* _What this task involves_:
How many lines hold the string "styles"? Reply with the number alone.

* _Data lines_:
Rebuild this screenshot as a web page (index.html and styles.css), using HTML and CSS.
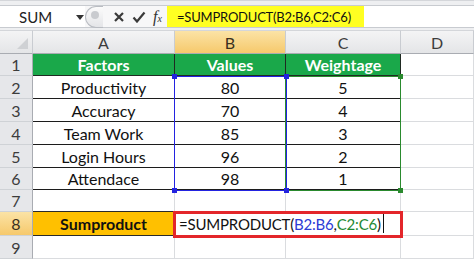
FILE: index.html
```html
<!DOCTYPE html>
<html lang="en">
<head>
    <meta charset="UTF-8">
    <title>SUMPRODUCT</title>
    <link rel="stylesheet" href="styles.css">
</head>
<body>
    <div class="window">
        <div class="formula-bar">
            <div class="name-box">
                <span class="name">SUM</span>
                <svg class="caret" width="8" height="5" viewBox="0 0 8 5"><path d="M0 0h8L4 5z" fill="#333"/></svg>
            </div>
            <div class="fb-tools">
                <span class="grip"><span class="grip-dot"></span></span>
                <svg class="tool" width="12" height="12" viewBox="0 0 12 12"><path d="M2 2l8 8M10 2l-8 8" stroke="#3a3a3a" stroke-width="2.2"/></svg>
                <svg class="tool" width="14" height="12" viewBox="0 0 14 12"><path d="M1.5 6.5l3.5 4 7.5-9" fill="none" stroke="#3a3a3a" stroke-width="2.2"/></svg>
                <span class="fx"><i>f</i><small>x</small></span>
            </div>
            <div class="formula-input">
                <span class="formula-text">=SUMPRODUCT(B2:B6,C2:C6)</span>
            </div>
        </div>

        <div class="grid">
            <div class="corner"><span class="corner-tri"></span></div>
            <div class="col-head">A</div>
            <div class="col-head active">B</div>
            <div class="col-head">C</div>
            <div class="col-head">D</div>

            <div class="row-head">1</div>
            <div class="cell title">Factors</div>
            <div class="cell title">Values</div>
            <div class="cell title">Weightage</div>
            <div class="cell"></div>

            <div class="row-head">2</div>
            <div class="cell boxed">Productivity</div>
            <div class="cell boxed">80</div>
            <div class="cell boxed">5</div>
            <div class="cell"></div>

            <div class="row-head">3</div>
            <div class="cell boxed">Accuracy</div>
            <div class="cell boxed">70</div>
            <div class="cell boxed">4</div>
            <div class="cell"></div>

            <div class="row-head">4</div>
            <div class="cell boxed">Team Work</div>
            <div class="cell boxed">85</div>
            <div class="cell boxed">3</div>
            <div class="cell"></div>

            <div class="row-head">5</div>
            <div class="cell boxed">Login Hours</div>
            <div class="cell boxed">96</div>
            <div class="cell boxed">2</div>
            <div class="cell"></div>

            <div class="row-head">6</div>
            <div class="cell boxed">Attendace</div>
            <div class="cell boxed">98</div>
            <div class="cell boxed">1</div>
            <div class="cell"></div>

            <div class="row-head">7</div>
            <div class="cell"></div>
            <div class="cell"></div>
            <div class="cell"></div>
            <div class="cell"></div>

            <div class="row-head active">8</div>
            <div class="cell result-label">Sumproduct</div>
            <div class="cell editing">=SUMPRODUCT(<span class="ref-b">B2:B6</span>,<span class="ref-c">C2:C6</span>)<span class="text-caret"></span></div>
            <div class="cell"></div>

            <div class="row-head">9</div>
            <div class="cell"></div>
            <div class="cell"></div>
            <div class="cell"></div>
            <div class="cell"></div>

            <!-- rangos resaltados de la formula -->
            <div class="range range-c">
                <span class="handle tr"></span>
                <span class="handle br"></span>
            </div>
            <div class="range range-b">
                <span class="handle tl"></span>
                <span class="handle tr"></span>
                <span class="handle bl"></span>
                <span class="handle br"></span>
            </div>
            <div class="edit-box"></div>
        </div>
    </div>
</body>
</html>
```

FILE: styles.css
```css
* {
    margin: 0;
    padding: 0;
    box-sizing: border-box;
}

body {
    width: 474px;
    height: 259px;
    overflow: hidden;
    background: #ffffff;
    font-family: 'Lato', 'Open Sans', sans-serif;
    color: #111111;
}

.window {
    display: flex;
    flex-direction: column;
}

/* Barra de formulas */
.formula-bar {
    height: 30px;
    display: flex;
    align-items: stretch;
    background: #eeeff1;
    border-top: 1px solid #d4d6da;
    padding: 4px 0 2px 0;
}

.name-box {
    width: 85px;
    background: #ffffff;
    border-top: 1px solid #c8cbd0;
    border-bottom: 1px solid #c8cbd0;
    display: flex;
    align-items: center;
    padding-left: 19px;
    gap: 24px;
}

.name {
    font-size: 15px;
    color: #222222;
}

.caret {
    margin-top: 1px;
}

.fb-tools {
    width: 82px;
    display: flex;
    align-items: center;
    gap: 7px;
    background: #f7f7f8;
    border-top: 1px solid #c8cbd0;
    border-bottom: 1px solid #c8cbd0;
}

.grip {
    width: 18px;
    height: 22px;
    border: 1px solid #b9bcc2;
    border-right: none;
    border-radius: 11px 0 0 11px;
    background: linear-gradient(#fbfbfb, #e4e5e8);
    display: flex;
    align-items: center;
    justify-content: center;
    margin-right: 3px;
}

.grip-dot {
    width: 8px;
    height: 8px;
    border-radius: 50%;
    background: #c9cbcf;
    margin-bottom: 3px;
}

.fx {
    font-family: 'Liberation Serif', serif;
    font-size: 16px;
    color: #333333;
}

.fx small {
    font-size: 10px;
    font-style: italic;
}

.formula-input {
    flex: 1;
    background: #ffffff;
    border-top: 1px solid #c8cbd0;
    border-bottom: 1px solid #c8cbd0;
    display: flex;
}

.formula-text {
    background: #ffff22;
    width: 197px;
    padding-left: 10px;
    font-size: 13px;
    letter-spacing: -0.2px;
    display: flex;
    align-items: center;
    color: #111111;
}

/* Hoja */
.grid {
    position: relative;
    display: grid;
    grid-template-columns: 33px 142px 111px 115px 73px;
    grid-template-rows: 24px 22px 23px 23px 23px 23px 22px 22px 24px 23px;
}

.corner,
.col-head,
.row-head {
    background: linear-gradient(#f4f4f5, #e4e5e7);
    border-right: 1px solid #c9ccd1;
    border-bottom: 1px solid #a9acb2;
    color: #3c3c3c;
    font-size: 16px;
    display: flex;
    align-items: center;
    justify-content: center;
}

.corner {
    position: relative;
    border-top: 1px solid #d4d6da;
}

.corner-tri {
    position: absolute;
    right: 4px;
    bottom: 4px;
    width: 11px;
    height: 11px;
    background: #cfd1d4;
    clip-path: polygon(100% 0, 100% 100%, 0 100%);
}

.col-head {
    border-top: 1px solid #d4d6da;
}

.row-head {
    background: #e6e7ea;
    border-bottom: 1px solid #cfd2d6;
    border-right: 1px solid #a9acb2;
}

.col-head.active,
.row-head.active {
    background: linear-gradient(#fbe3a6, #f6c96c);
    color: #3a3020;
}

.cell {
    border-right: 1px solid #dadcdf;
    border-bottom: 1px solid #dadcdf;
    display: flex;
    align-items: center;
    justify-content: center;
    font-size: 16px;
    white-space: nowrap;
}

.cell.title {
    background: #1aa84a;
    color: #ffffff;
    font-weight: 700;
    border-right: 1px solid #1f2a22;
    border-bottom: 1px solid #1f2a22;
}

.cell.boxed {
    border-right: 1px solid #1c1c1c;
    border-bottom: 1px solid #1c1c1c;
}

.cell.result-label {
    background: #ffc000;
    font-weight: 700;
    border-top: 1px solid #2a2a2a;
    border-bottom: 1px solid #2a2a2a;
    border-right: 1px solid #2a2a2a;
    margin-top: -1px;
}

.cell.editing {
    grid-column: span 2;
    justify-content: flex-start;
    padding-left: 4px;
    font-size: 15px;
    letter-spacing: -0.2px;
}

.ref-b {
    color: #2b3bd6;
}

.ref-c {
    color: #1f8a34;
}

.text-caret {
    width: 1px;
    height: 19px;
    background: #111111;
    margin-left: 2px;
}

/* Resaltado de rangos y celda en edicion */
.range {
    position: absolute;
    top: 46px;
    height: 115px;
    border: 1px solid;
}

.range-b {
    left: 174px;
    width: 113px;
    border-color: #2323e0;
}

.range-c {
    left: 285px;
    width: 116px;
    border-color: #2a8a2e;
}

.handle {
    position: absolute;
    width: 5px;
    height: 5px;
}

.range-b .handle {
    background: #2323e0;
}

.range-c .handle {
    background: #2a8a2e;
}

.handle.tl { left: -3px; top: -3px; }
.handle.tr { right: -3px; top: -3px; }
.handle.bl { left: -3px; bottom: -3px; }
.handle.br { right: -3px; bottom: -3px; }

.edit-box {
    position: absolute;
    left: 173px;
    top: 181px;
    width: 230px;
    height: 27px;
    border: 3px solid #e3262a;
}
```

* _Result of this exercise_:
3